Record list:
-- Begin --

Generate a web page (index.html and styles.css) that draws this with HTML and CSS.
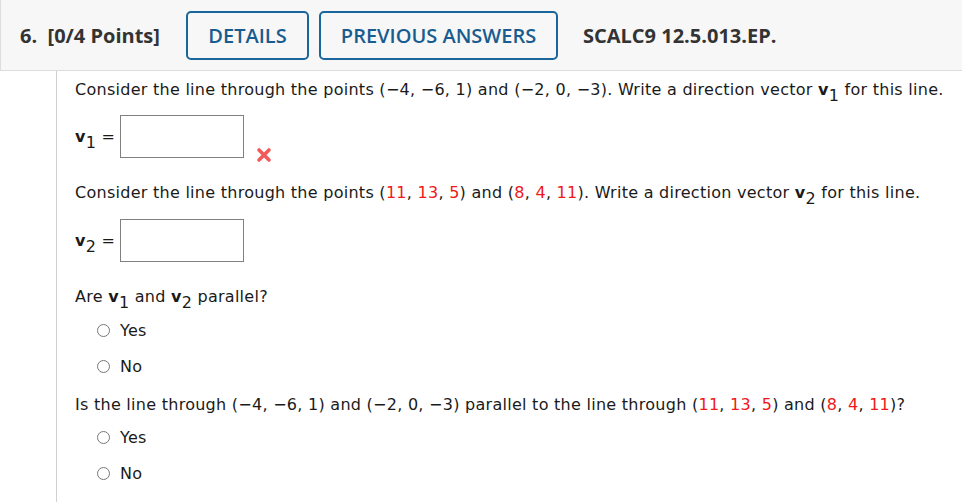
FILE: index.html
```html
<!DOCTYPE html>
<html>
<head>
<meta charset="utf-8">
<link rel="stylesheet" href="styles.css">
</head>
<body>
<div class="question">
  <div class="header">
    <span class="qnum">6.&nbsp; [0/4 Points]</span>
    <button class="btn btn-details">DETAILS</button>
    <button class="btn btn-prev">PREVIOUS ANSWERS</button>
    <span class="code">SCALC9 12.5.013.EP.</span>
  </div>
  <div class="body">
    <p class="line l1">Consider the line through the points (−4, −6, 1) and (−2, 0, −3). Write a direction vector <b>v</b><sub>1</sub> for this line.</p>
    <div class="ans a1">
      <span class="lbl"><b>v</b><sub>1</sub> =</span>
      <span class="box"></span>
      <svg class="wrong" width="16" height="16" viewBox="0 0 16 16"><path d="M3 3 L13 13 M13 3 L3 13" stroke="#f25a5a" stroke-width="3.6" stroke-linecap="round"/></svg>
    </div>
    <p class="line l2">Consider the line through the points (<span class="r">11</span>, <span class="r">13</span>, <span class="r">5</span>) and (<span class="r">8</span>, <span class="r">4</span>, <span class="r">11</span>). Write a direction vector <b>v</b><sub>2</sub> for this line.</p>
    <div class="ans a2">
      <span class="lbl"><b>v</b><sub>2</sub> =</span>
      <span class="box"></span>
    </div>
    <p class="line l3">Are <b>v</b><sub>1</sub> and <b>v</b><sub>2</sub> parallel?</p>
    <div class="opts o1">
      <label class="opt"><span class="radio"></span>Yes</label>
      <label class="opt"><span class="radio"></span>No</label>
    </div>
    <p class="line l4">Is the line through (−4, −6, 1) and (−2, 0, −3) parallel to the line through (<span class="r">11</span>, <span class="r">13</span>, <span class="r">5</span>) and (<span class="r">8</span>, <span class="r">4</span>, <span class="r">11</span>)?</p>
    <div class="opts o2">
      <label class="opt"><span class="radio"></span>Yes</label>
      <label class="opt"><span class="radio"></span>No</label>
    </div>
  </div>
</div>
</body>
</html>
```
FILE: styles.css
```css
html, body { margin: 0; padding: 0; background: #fff; }
.question { width: 962px; height: 502px; overflow: hidden; }
.header {
  height: 70px;
  background: #f7f7f7;
  border-left: 1px solid #ddd;
  border-bottom: 1px solid #dcdcdc;
  display: flex;
  align-items: center;
  font-family: "Open Sans", sans-serif;
  font-size: 20px;
  box-sizing: content-box;
}
.qnum { font-weight: 700; color: #333; margin-left: 19px; width: 166px; white-space: pre; }
.btn {
  font-family: "Open Sans", sans-serif;
  font-size: 20px;
  font-weight: 600;
  color: #195c8f;
  background: transparent;
  border: 2px solid #1a659b;
  border-radius: 5px;
  height: 49px;
  padding: 0;
  margin: 0;
}
.btn-details { width: 123px; }
.btn-prev { width: 239px; margin-left: 10px; }
.code { font-weight: 700; color: #333; margin-left: 25px; }
.body {
  margin-left: 56px;
  border-left: 1px solid #d0d0d0;
  padding-left: 18px;
  padding-top: 9px;
  height: 440px;
  font-family: "DejaVu Sans", Verdana, sans-serif;
  font-size: 16px;
  letter-spacing: 0.27px;
  color: #1a1a1a;
}
.line { margin: 0; line-height: 20px; }
sub { font-size: 16px; vertical-align: -6px; line-height: 0; }
b { font-weight: bold; }
.r { color: #f01818; }
.ans { display: flex; align-items: flex-start; margin-top: 15px; }
.lbl { padding-top: 12px; width: 45px; white-space: nowrap; }
.box { width: 122px; height: 41px; border: 1px solid #808080; background: #fff; }
.wrong { margin-left: 12px; margin-top: 32px; }
.l2 { margin-top: 20px; }
.a2 { margin-top: 16px; }
.l3 { margin-top: 25px; }
.opts { display: flex; flex-direction: column; padding-left: 22px; }
.o1 { margin-top: 5px; }
.o2 { margin-top: 4px; }
.opt { display: flex; align-items: center; height: 36px; }
.radio {
  width: 13px; height: 13px; border: 1px solid #777; border-radius: 50%;
  box-sizing: border-box; margin-right: 10px; background: #fff;
}
.l4 { margin-top: 11px; }
```
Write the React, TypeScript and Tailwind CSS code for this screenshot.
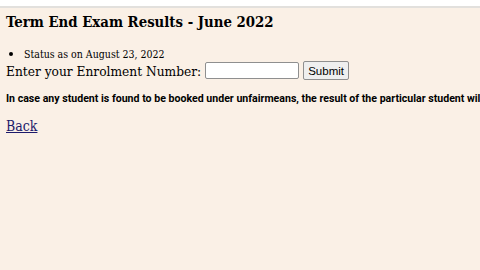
export default function App() {
  return (
    <div className="w-[480px] h-[270px] overflow-hidden bg-white">
      <div className="h-[6px] bg-white" />
      <div className="h-[2px] bg-[#e2e0dd]" />
      <div className="h-[262px] bg-[#faf0e6] px-[6px] pt-[4px] text-black [font-family:'DejaVu_Serif',serif] [font-stretch:condensed]">
        <h1 className="text-[14.8px] font-bold leading-[20px]">Term End Exam Results - June 2022</h1>

        <ul className="mt-[15px] list-disc pl-[18px] text-[10.5px] leading-[14px] marker:text-[13px]">
          <li>Status as on August 23, 2022</li>
        </ul>

        <div className="flex items-center gap-[4px] text-[13.6px] leading-[16px]">
          <span>Enter your Enrolment Number:</span>
          <input
            type="text"
            className="w-[94px] h-[17px] border border-[#8f8f8f] rounded-[2px] bg-white"
          />
          <button className="h-[19px] px-[4px] border border-[#8f8f8f] rounded-[2px] bg-[#efefef] text-[11.5px] [font-family:'Liberation_Sans',sans-serif] [font-stretch:normal]">
            Submit
          </button>
        </div>

        <p className="mt-[12px] whitespace-nowrap text-[10.6px] font-bold leading-[14px] [font-family:Roboto,sans-serif] [font-stretch:normal]">
          In case any student is found to be booked under unfairmeans, the result of the particular student will be withheld.
        </p>

        <a href="#" className="mt-[10px] inline-block text-[14px] leading-[20px] text-[#1c1a6b] underline">
          Back
        </a>
      </div>
    </div>
  );
}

-- End --

What this task involves: Write out every line above exactly as it is, leaving out the pictures.

Full solution:
Generate a web page (index.html and styles.css) that draws this with HTML and CSS.
FILE: index.html
```html
<!DOCTYPE html>
<html>
<head>
<meta charset="utf-8">
<link rel="stylesheet" href="styles.css">
</head>
<body>
<div class="question">
  <div class="header">
    <span class="qnum">6.&nbsp; [0/4 Points]</span>
    <button class="btn btn-details">DETAILS</button>
    <button class="btn btn-prev">PREVIOUS ANSWERS</button>
    <span class="code">SCALC9 12.5.013.EP.</span>
  </div>
  <div class="body">
    <p class="line l1">Consider the line through the points (−4, −6, 1) and (−2, 0, −3). Write a direction vector <b>v</b><sub>1</sub> for this line.</p>
    <div class="ans a1">
      <span class="lbl"><b>v</b><sub>1</sub> =</span>
      <span class="box"></span>
      <svg class="wrong" width="16" height="16" viewBox="0 0 16 16"><path d="M3 3 L13 13 M13 3 L3 13" stroke="#f25a5a" stroke-width="3.6" stroke-linecap="round"/></svg>
    </div>
    <p class="line l2">Consider the line through the points (<span class="r">11</span>, <span class="r">13</span>, <span class="r">5</span>) and (<span class="r">8</span>, <span class="r">4</span>, <span class="r">11</span>). Write a direction vector <b>v</b><sub>2</sub> for this line.</p>
    <div class="ans a2">
      <span class="lbl"><b>v</b><sub>2</sub> =</span>
      <span class="box"></span>
    </div>
    <p class="line l3">Are <b>v</b><sub>1</sub> and <b>v</b><sub>2</sub> parallel?</p>
    <div class="opts o1">
      <label class="opt"><span class="radio"></span>Yes</label>
      <label class="opt"><span class="radio"></span>No</label>
    </div>
    <p class="line l4">Is the line through (−4, −6, 1) and (−2, 0, −3) parallel to the line through (<span class="r">11</span>, <span class="r">13</span>, <span class="r">5</span>) and (<span class="r">8</span>, <span class="r">4</span>, <span class="r">11</span>)?</p>
    <div class="opts o2">
      <label class="opt"><span class="radio"></span>Yes</label>
      <label class="opt"><span class="radio"></span>No</label>
    </div>
  </div>
</div>
</body>
</html>
```
FILE: styles.css
```css
html, body { margin: 0; padding: 0; background: #fff; }
.question { width: 962px; height: 502px; overflow: hidden; }
.header {
  height: 70px;
  background: #f7f7f7;
  border-left: 1px solid #ddd;
  border-bottom: 1px solid #dcdcdc;
  display: flex;
  align-items: center;
  font-family: "Open Sans", sans-serif;
  font-size: 20px;
  box-sizing: content-box;
}
.qnum { font-weight: 700; color: #333; margin-left: 19px; width: 166px; white-space: pre; }
.btn {
  font-family: "Open Sans", sans-serif;
  font-size: 20px;
  font-weight: 600;
  color: #195c8f;
  background: transparent;
  border: 2px solid #1a659b;
  border-radius: 5px;
  height: 49px;
  padding: 0;
  margin: 0;
}
.btn-details { width: 123px; }
.btn-prev { width: 239px; margin-left: 10px; }
.code { font-weight: 700; color: #333; margin-left: 25px; }
.body {
  margin-left: 56px;
  border-left: 1px solid #d0d0d0;
  padding-left: 18px;
  padding-top: 9px;
  height: 440px;
  font-family: "DejaVu Sans", Verdana, sans-serif;
  font-size: 16px;
  letter-spacing: 0.27px;
  color: #1a1a1a;
}
.line { margin: 0; line-height: 20px; }
sub { font-size: 16px; vertical-align: -6px; line-height: 0; }
b { font-weight: bold; }
.r { color: #f01818; }
.ans { display: flex; align-items: flex-start; margin-top: 15px; }
.lbl { padding-top: 12px; width: 45px; white-space: nowrap; }
.box { width: 122px; height: 41px; border: 1px solid #808080; background: #fff; }
.wrong { margin-left: 12px; margin-top: 32px; }
.l2 { margin-top: 20px; }
.a2 { margin-top: 16px; }
.l3 { margin-top: 25px; }
.opts { display: flex; flex-direction: column; padding-left: 22px; }
.o1 { margin-top: 5px; }
.o2 { margin-top: 4px; }
.opt { display: flex; align-items: center; height: 36px; }
.radio {
  width: 13px; height: 13px; border: 1px solid #777; border-radius: 50%;
  box-sizing: border-box; margin-right: 10px; background: #fff;
}
.l4 { margin-top: 11px; }
```
Write the React, TypeScript and Tailwind CSS code for this screenshot.
export default function App() {
  return (
    <div className="w-[480px] h-[270px] overflow-hidden bg-white">
      <div className="h-[6px] bg-white" />
      <div className="h-[2px] bg-[#e2e0dd]" />
      <div className="h-[262px] bg-[#faf0e6] px-[6px] pt-[4px] text-black [font-family:'DejaVu_Serif',serif] [font-stretch:condensed]">
        <h1 className="text-[14.8px] font-bold leading-[20px]">Term End Exam Results - June 2022</h1>

        <ul className="mt-[15px] list-disc pl-[18px] text-[10.5px] leading-[14px] marker:text-[13px]">
          <li>Status as on August 23, 2022</li>
        </ul>

        <div className="flex items-center gap-[4px] text-[13.6px] leading-[16px]">
          <span>Enter your Enrolment Number:</span>
          <input
            type="text"
            className="w-[94px] h-[17px] border border-[#8f8f8f] rounded-[2px] bg-white"
          />
          <button className="h-[19px] px-[4px] border border-[#8f8f8f] rounded-[2px] bg-[#efefef] text-[11.5px] [font-family:'Liberation_Sans',sans-serif] [font-stretch:normal]">
            Submit
          </button>
        </div>

        <p className="mt-[12px] whitespace-nowrap text-[10.6px] font-bold leading-[14px] [font-family:Roboto,sans-serif] [font-stretch:normal]">
          In case any student is found to be booked under unfairmeans, the result of the particular student will be withheld.
        </p>

        <a href="#" className="mt-[10px] inline-block text-[14px] leading-[20px] text-[#1c1a6b] underline">
          Back
        </a>
      </div>
    </div>
  );
}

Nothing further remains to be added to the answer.